**What the exercise asks:** Reproduce exactly the lines below, from the first one through the line containing "const TE = 'border border-[#1c1c1c]';", and omit any pictures.

**Record set:**
** begin **

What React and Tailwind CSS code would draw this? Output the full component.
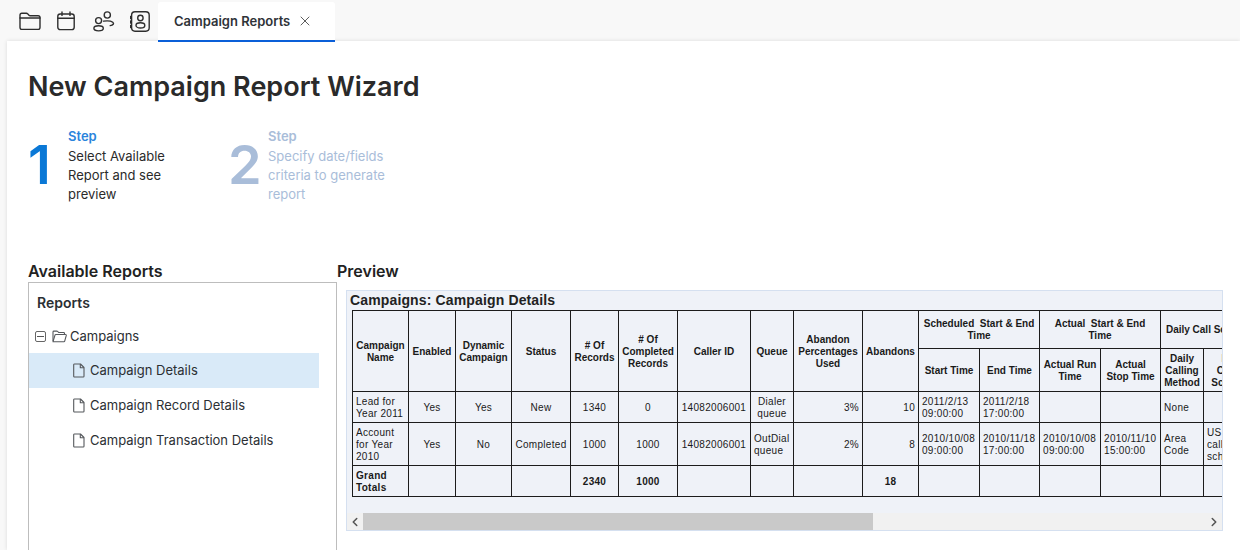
import React from 'react';
import { ChevronLeft, ChevronRight, X } from 'lucide-react';

const COLS = [56, 47, 56, 59, 48, 59, 73, 43, 69, 56, 61, 60, 61, 60, 43, 60];

const TH = 'border border-[#1c1c1c] text-center align-middle font-bold px-[2px] pt-px leading-[12px]';
const TD = 'border border-[#1c1c1c] text-center align-middle font-normal tracking-[0.3px] px-[3px] pt-px leading-[12px]';
const TL = 'border border-[#1c1c1c] text-left align-middle font-normal tracking-[0.3px] px-[3px] pt-px leading-[12px]';
const TR = 'border border-[#1c1c1c] text-right align-middle font-normal tracking-[0.3px] px-[3px] pt-px leading-[12px]';
const TB = 'border border-[#1c1c1c] text-center align-middle font-bold tracking-[0.3px] px-[3px] pt-px leading-[12px]';
const TE = 'border border-[#1c1c1c]';

function FolderIcon() {
  return (
    <svg width="22" height="18" viewBox="0 0 22 18" fill="none" stroke="#2e2e2e" strokeWidth="1.4" strokeLinejoin="round" strokeLinecap="round">
      <path d="M1 3.2C1 2 1.7 1.3 2.8 1.3h4.6c.6 0 1 .2 1.4.6l1.2 1.4c.3.4.7.5 1.2.5h7.9c1.1 0 1.9.8 1.9 1.9v9.9c0 1.1-.8 1.9-1.9 1.9H2.9c-1.1 0-1.9-.8-1.9-1.9z" />
      <path d="M1 6h20" />
    </svg>
  );
}

function CalendarIcon() {
  return (
    <svg width="18" height="20" viewBox="0 0 18 20" fill="none" stroke="#2e2e2e" strokeWidth="1.4" strokeLinecap="round" strokeLinejoin="round">
      <rect x="0.8" y="3" width="16.4" height="15.6" rx="2.4" />
      <path d="M0.8 7.2h16.4M5 1v3.4M13 1v3.4" />
    </svg>
  );
}

function PeopleIcon() {
  return (
    <svg width="22" height="21" viewBox="0 0 22 21" fill="none" stroke="#2e2e2e" strokeWidth="1.4" strokeLinecap="round">
      <circle cx="14.3" cy="4" r="3.1" />
      <circle cx="5.6" cy="9.6" r="3" />
      <ellipse cx="5.6" cy="17.3" rx="4.7" ry="2.6" />
      <path d="M10.6 10.1c3.6-.4 7.5-.2 9.2 1.1 1.6 1.3.4 3.1-2.6 3.4" />
    </svg>
  );
}

function ContactIcon() {
  return (
    <svg width="20" height="21" viewBox="0 0 20 21" fill="none" stroke="#2e2e2e" strokeWidth="1.4" strokeLinecap="round">
      <rect x="1.6" y="0.8" width="17.6" height="19.4" rx="3.4" />
      <circle cx="10.4" cy="7" r="2.7" />
      <ellipse cx="10.4" cy="14.4" rx="4.4" ry="2.6" />
      <path d="M0.6 5.5v2M0.6 10v2M0.6 14.5v2" />
    </svg>
  );
}

function FileIcon() {
  return (
    <svg width="12" height="15" viewBox="0 0 12 15" fill="none" stroke="#55585c" strokeWidth="1.1" strokeLinejoin="round">
      <path d="M1.5 1h6l3.5 3.5v8.7c0 .5-.4.8-.8.8H1.5c-.4 0-.8-.3-.8-.8V1.8c0-.5.4-.8.8-.8z" />
      <path d="M7.3 1v3.7H11" />
    </svg>
  );
}

function OpenFolderIcon() {
  return (
    <svg width="15" height="13" viewBox="0 0 15 13" fill="none" stroke="#55585c" strokeWidth="1.1" strokeLinejoin="round">
      <path d="M1 11V2c0-.5.4-.9.9-.9h3c.3 0 .5.1.7.3l1 1.1h5c.5 0 .9.4.9.9v1.2" />
      <path d="M1 11.7l2-6.6c.1-.4.4-.6.8-.6h9.8c.5 0 .8.4.7.9l-1.6 5.7c-.1.4-.4.6-.8.6H1z" />
    </svg>
  );
}

function TreeLeaf({ label, active }) {
  return (
    <div className={`flex h-[35px] w-[290px] items-center gap-[5px] pl-[44px] ${active ? 'bg-[#d9eaf8]' : ''}`}>
      <FileIcon />
      <span className="text-[13px] text-[#2b2f33]">{label}</span>
    </div>
  );
}

function Step({ num, title, lines, muted, width }) {
  return (
    <div className={`flex ${width}`}>
      <div className={`w-[40px] pt-[10px] text-[54px] leading-[56px] font-semibold ${muted ? 'text-[#a9bdd9]' : 'text-[#0a78d6]'}`}>{num}</div>
      <div className="text-[13px] leading-[19px]">
        <div className={`mb-px font-semibold ${muted ? 'text-[#a9bdd9]' : 'text-[#2a84dc]'}`}>{title}</div>
        {lines.map(l => (
          <div key={l} className={muted ? 'text-[#a9bdd9]' : 'text-[#2b2b2b]'}>{l}</div>
        ))}
      </div>
    </div>
  );
}

function ReportTable() {
  return (
    <table className="table-fixed border-collapse w-[911px] text-[10px] text-[#1a1a1a] font-['Liberation_Sans',Arial,sans-serif]">
      <colgroup>
        {COLS.map((w, i) => <col key={i} style={{ width: w }} />)}
      </colgroup>
      <tbody>
        <tr className="h-[38px]">
          <th rowSpan={2} className={TH}>Campaign Name</th>
          <th rowSpan={2} className={TH}>Enabled</th>
          <th rowSpan={2} className={TH}>Dynamic Campaign</th>
          <th rowSpan={2} className={TH}>Status</th>
          <th rowSpan={2} className={TH}># Of Records</th>
          <th rowSpan={2} className={TH}># Of Completed Records</th>
          <th rowSpan={2} className={TH}>Caller ID</th>
          <th rowSpan={2} className={TH}>Queue</th>
          <th rowSpan={2} className={TH}>Abandon Percentages Used</th>
          <th rowSpan={2} className={TH}>Abandons</th>
          <th colSpan={2} className={TH}>Scheduled&nbsp; Start &amp; End Time</th>
          <th colSpan={2} className={TH}>Actual&nbsp; Start &amp; End Time</th>
          <th colSpan={2} className={TH}>Daily Call Schedule</th>
        </tr>
        <tr className="h-[43px]">
          <th className={TH}>Start Time</th>
          <th className={TH}>End Time</th>
          <th className={TH}>Actual Run Time</th>
          <th className={TH}>Actual Stop Time</th>
          <th className={TH}>Daily Calling Method</th>
          <th className={TH}>Daily Calling Schedule</th>
        </tr>
        <tr className="h-[31px]">
          <td className={TL}>Lead for Year 2011</td>
          <td className={TD}>Yes</td>
          <td className={TD}>Yes</td>
          <td className={TD}>New</td>
          <td className={TD}>1340</td>
          <td className={TD}>0</td>
          <td className={TD}>14082006001</td>
          <td className={TD}>Dialer queue</td>
          <td className={TR}>3%</td>
          <td className={TR}>10</td>
          <td className={TL}>2011/2/13 09:00:00</td>
          <td className={TL}>2011/2/18 17:00:00</td>
          <td className={TE} />
          <td className={TE} />
          <td className={TL}>None</td>
          <td className={TE} />
        </tr>
        <tr className="h-[43px]">
          <td className={TL}>Account for Year 2010</td>
          <td className={TD}>Yes</td>
          <td className={TD}>No</td>
          <td className={TD}>Completed</td>
          <td className={TD}>1000</td>
          <td className={TD}>1000</td>
          <td className={TD}>14082006001</td>
          <td className={TL}>OutDial queue</td>
          <td className={TR}>2%</td>
          <td className={TR}>8</td>
          <td className={TL}>2010/10/08 09:00:00</td>
          <td className={TL}>2010/11/18 17:00:00</td>
          <td className={TL}>2010/10/08 09:00:00</td>
          <td className={TL}>2010/11/10 15:00:00</td>
          <td className={TL}>Area Code</td>
          <td className={TL}>US<br />calling<br />schedule</td>
        </tr>
        <tr className="h-[31px]">
          <td className="border border-[#1c1c1c] text-left align-middle font-bold tracking-[0.3px] px-[3px] pt-px leading-[12px]">Grand Totals</td>
          <td className={TE} />
          <td className={TE} />
          <td className={TE} />
          <td className={TB}>2340</td>
          <td className={TB}>1000</td>
          <td className={TE} />
          <td className={TE} />
          <td className={TE} />
          <td className={TB}>18</td>
          <td className={TE} />
          <td className={TE} />
          <td className={TE} />
          <td className={TE} />
          <td className={TE} />
          <td className={TE} />
        </tr>
      </tbody>
    </table>
  );
}

export default function App() {
  return (
    <div className="h-[550px] w-[1240px] overflow-hidden bg-[#f8f8f8] font-['Inter',sans-serif] text-[#2b2b2b]">
      {/* Top bar */}
      <div className="relative z-10 flex h-[42px] items-start pt-[2px]">
        <div className="flex h-[38px] w-[158px] items-center pl-[19px]">
          <FolderIcon />
          <div className="ml-[16px]"><CalendarIcon /></div>
          <div className="ml-[18px]"><PeopleIcon /></div>
          <div className="ml-[15px]"><ContactIcon /></div>
        </div>
        <div className="flex h-[40px] w-[177px] items-center gap-[7px] rounded-t-[3px] border-b-2 border-[#0a5fd8] bg-white pl-[16px]">
          <span className="pt-[2px] text-[13px] font-semibold text-[#2f3338]">Campaign Reports</span>
          <X size={16} strokeWidth={1.2} className="text-[#333]" />
        </div>
      </div>

      {/* Main panel */}
      <div className="-mt-px ml-[7px] h-[509px] bg-white pl-[21px] shadow-[0_0_4px_rgba(0,0,0,0.12)]">
        <h1 className="pt-[29px] text-[27px] leading-[34px] font-semibold text-[#2a2a2a]">New Campaign Report Wizard</h1>

        <div className="mt-[23px] flex h-[134px]">
          <Step num="1" title="Step" lines={['Select Available', 'Report and see', 'preview']} width="w-[200px]" />
          <Step num="2" title="Step" lines={['Specify date/fields', 'criteria to generate', 'report']} muted width="w-[200px]" />
        </div>

        <div className="flex">
          {/* Tree */}
          <div className="w-[309px] shrink-0">
            <h2 className="text-[16px] leading-[21px] font-semibold text-[#222]">Available Reports</h2>
            <div className="h-[300px] border border-[#bdbdbd]">
              <div className="pt-[11px] pl-[8px] text-[14px] leading-[17px] font-semibold text-[#2b2f33]">Reports</div>
              <div className="mt-[17px] flex h-[17px] items-center pl-[6px]">
                <span className="flex h-[11px] w-[11px] items-center justify-center rounded-[2px] border border-[#666]">
                  <span className="h-px w-[7px] bg-[#555]" />
                </span>
                <span className="ml-[6px]"><OpenFolderIcon /></span>
                <span className="ml-[3px] text-[13px] text-[#2b2f33]">Campaigns</span>
              </div>
              <div className="mt-[8px]">
                <TreeLeaf label="Campaign Details" active />
                <TreeLeaf label="Campaign Record Details" />
                <TreeLeaf label="Campaign Transaction Details" />
              </div>
            </div>
          </div>

          {/* Preview */}
          <div className="w-[886px] shrink-0">
            <h2 className="text-[16px] leading-[20px] font-semibold text-[#222]">Preview</h2>
            <div className="mt-[9px] ml-[9px] flex h-[241px] w-[877px] flex-col border border-[#d5e0f0] bg-[#eff2f8]">
              <div className="flex-1 overflow-hidden pl-[3px]">
                <div className="h-[19px] text-[14px] leading-[18px] font-bold tracking-[0.14px] text-[#222] font-['Liberation_Sans',Arial,sans-serif]">Campaigns: Campaign Details</div>
                <div className="pl-[2px]"><ReportTable /></div>
              </div>
              <div className="flex h-[17px] items-center bg-[#f1f1f1]">
                <div className="flex w-[16px] justify-center"><ChevronLeft size={14} strokeWidth={2.6} className="text-[#555]" /></div>
                <div className="h-full w-[510px] bg-[#c9c9c9]" />
                <div className="flex flex-1 justify-end pr-[1px]"><ChevronRight size={14} strokeWidth={2.6} className="text-[#555]" /></div>
              </div>
            </div>
          </div>
        </div>
      </div>
    </div>
  );
}
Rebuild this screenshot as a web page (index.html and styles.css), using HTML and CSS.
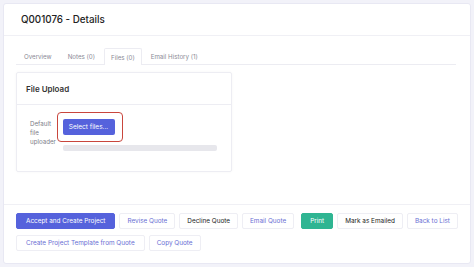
FILE: index.html
```html
<!DOCTYPE html>
<html lang="en">
<head>
    <meta charset="UTF-8">
    <meta name="viewport" content="width=device-width, initial-scale=1.0">
    <title>Q001076 - Details</title>
    <link rel="stylesheet" href="styles.css">
</head>
<body>
    <main class="card">
        <header class="card-header">
            <h1>Q001076 - Details</h1>
        </header>

        <section class="card-body">
            <nav class="tabs">
                <a class="tab">Overview</a>
                <a class="tab">Notes (0)</a>
                <a class="tab active">Files (0)</a>
                <a class="tab">Email History (1)</a>
            </nav>

            <article class="upload">
                <h2 class="upload-title">File Upload</h2>
                <div class="upload-body">
                    <label class="upload-label">Default file uploader</label>
                    <div class="upload-field">
                        <div class="highlight">
                            <button class="btn-select">Select files...</button>
                        </div>
                        <div class="progress"></div>
                    </div>
                </div>
            </article>
        </section>

        <footer class="card-footer">
            <button class="btn primary">Accept and Create Project</button>
            <button class="btn link">Revise Quote</button>
            <button class="btn">Decline Quote</button>
            <button class="btn link">Email Quote</button>
            <button class="btn success">Print</button>
            <button class="btn">Mark as Emailed</button>
            <button class="btn link">Back to List</button>
            <button class="btn link wide">Create Project Template from Quote</button>
            <button class="btn link">Copy Quote</button>
        </footer>
    </main>
</body>
</html>
```

FILE: styles.css
```css
html{
    box-sizing: border-box;
    font-family: Inter, "Open Sans", sans-serif;
}

*,
*::after,
*::before{
    box-sizing: border-box;
}

body{
    margin: 0;
    padding: 3px;
    background-color: #f2f2f9;
}

.card{
    background-color: #fff;
    border: 1px solid #e8e8f3;
    border-radius: 3px;
    height: 261px;
}

.card-header{
    height: 32px;
    padding: 0 17px;
    display: flex;
    align-items: center;
    border-bottom: 1px solid #f0f0f5;
}
.card-header h1{
    margin: 0;
    font-size: 9.8px;
    font-weight: 500;
    color: #222;
}

.card-body{
    padding: 12px 14px 32px 12px;
}

.tabs{
    display: flex;
    border-bottom: 1px solid #ececf2;
    height: 17px;
}
.tab{
    padding: 0 7px;
    font-size: 6.2px;
    color: #8a8a96;
    display: flex;
    align-items: center;
    border: 1px solid transparent;
    border-bottom: none;
    border-radius: 2px 2px 0 0;
}
.tab.active{
    padding: 0 6px;
    margin: 0 1px;
    border-color: #ececf2;
    background-color: #fff;
    margin-bottom: -1px;
}

.upload{
    margin-top: 7px;
    width: 216px;
    height: 100px;
    border: 1px solid #ededf3;
    border-radius: 2px;
    box-shadow: 0 0 3px rgba(0,0,0,.04);
}
.upload-title{
    margin: 0;
    height: 32px;
    padding: 0 9px;
    display: flex;
    align-items: center;
    font-size: 8px;
    font-weight: 600;
    color: #333;
    border-bottom: 1px solid #ededf3;
}
.upload-body{
    display: flex;
    padding: 7px 0 0 13px;
}
.upload-label{
    width: 32px;
    padding: 7px 6px 0 0;
    font-size: 6.2px;
    line-height: 9px;
    color: #7d7d88;
}
.upload-field{
    display: flex;
    flex-direction: column;
}
.highlight{
    margin-left: -5px;
    width: 66px;
    height: 30px;
    border: 1.5px solid #c9463d;
    border-radius: 4px;
    display: flex;
    align-items: center;
    padding-left: 4.5px;
}
.btn-select{
    width: 52px;
    height: 16px;
    border: none;
    border-radius: 2px;
    background-color: #5562dc;
    color: #fff;
    font-family: inherit;
    font-size: 6.5px;
    padding: 0;
}
.progress{
    margin: 3px 0 0 1px;
    width: 154px;
    height: 6px;
    border-radius: 2px;
    background-color: #e7e7ec;
}

.card-footer{
    border-top: 1px solid #f0f0f5;
    padding: 8px 10px 0 12px;
    display: flex;
    flex-wrap: wrap;
    gap: 6px 4px;
}

.btn{
    height: 16px;
    padding: 0 7px;
    border: 1px solid #eeeef4;
    border-radius: 2px;
    background-color: #fff;
    color: #222;
    font-family: inherit;
    font-size: 6.4px;
}
.btn.link{
    color: #6a6fd4;
}
.btn.wide{
    padding: 0 9px;
}
.btn.primary{
    padding: 0 9px;
    background-color: #5562dc;
    border-color: #5562dc;
    color: #fff;
}
.btn.success{
    padding: 0 8px;
    margin-left: 3px;
    background-color: #2fb592;
    border-color: #2fb592;
    color: #fff;
}
```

** end **

**Exercise result:**
What React and Tailwind CSS code would draw this? Output the full component.
import React from 'react';
import { ChevronLeft, ChevronRight, X } from 'lucide-react';

const COLS = [56, 47, 56, 59, 48, 59, 73, 43, 69, 56, 61, 60, 61, 60, 43, 60];

const TH = 'border border-[#1c1c1c] text-center align-middle font-bold px-[2px] pt-px leading-[12px]';
const TD = 'border border-[#1c1c1c] text-center align-middle font-normal tracking-[0.3px] px-[3px] pt-px leading-[12px]';
const TL = 'border border-[#1c1c1c] text-left align-middle font-normal tracking-[0.3px] px-[3px] pt-px leading-[12px]';
const TR = 'border border-[#1c1c1c] text-right align-middle font-normal tracking-[0.3px] px-[3px] pt-px leading-[12px]';
const TB = 'border border-[#1c1c1c] text-center align-middle font-bold tracking-[0.3px] px-[3px] pt-px leading-[12px]';
const TE = 'border border-[#1c1c1c]';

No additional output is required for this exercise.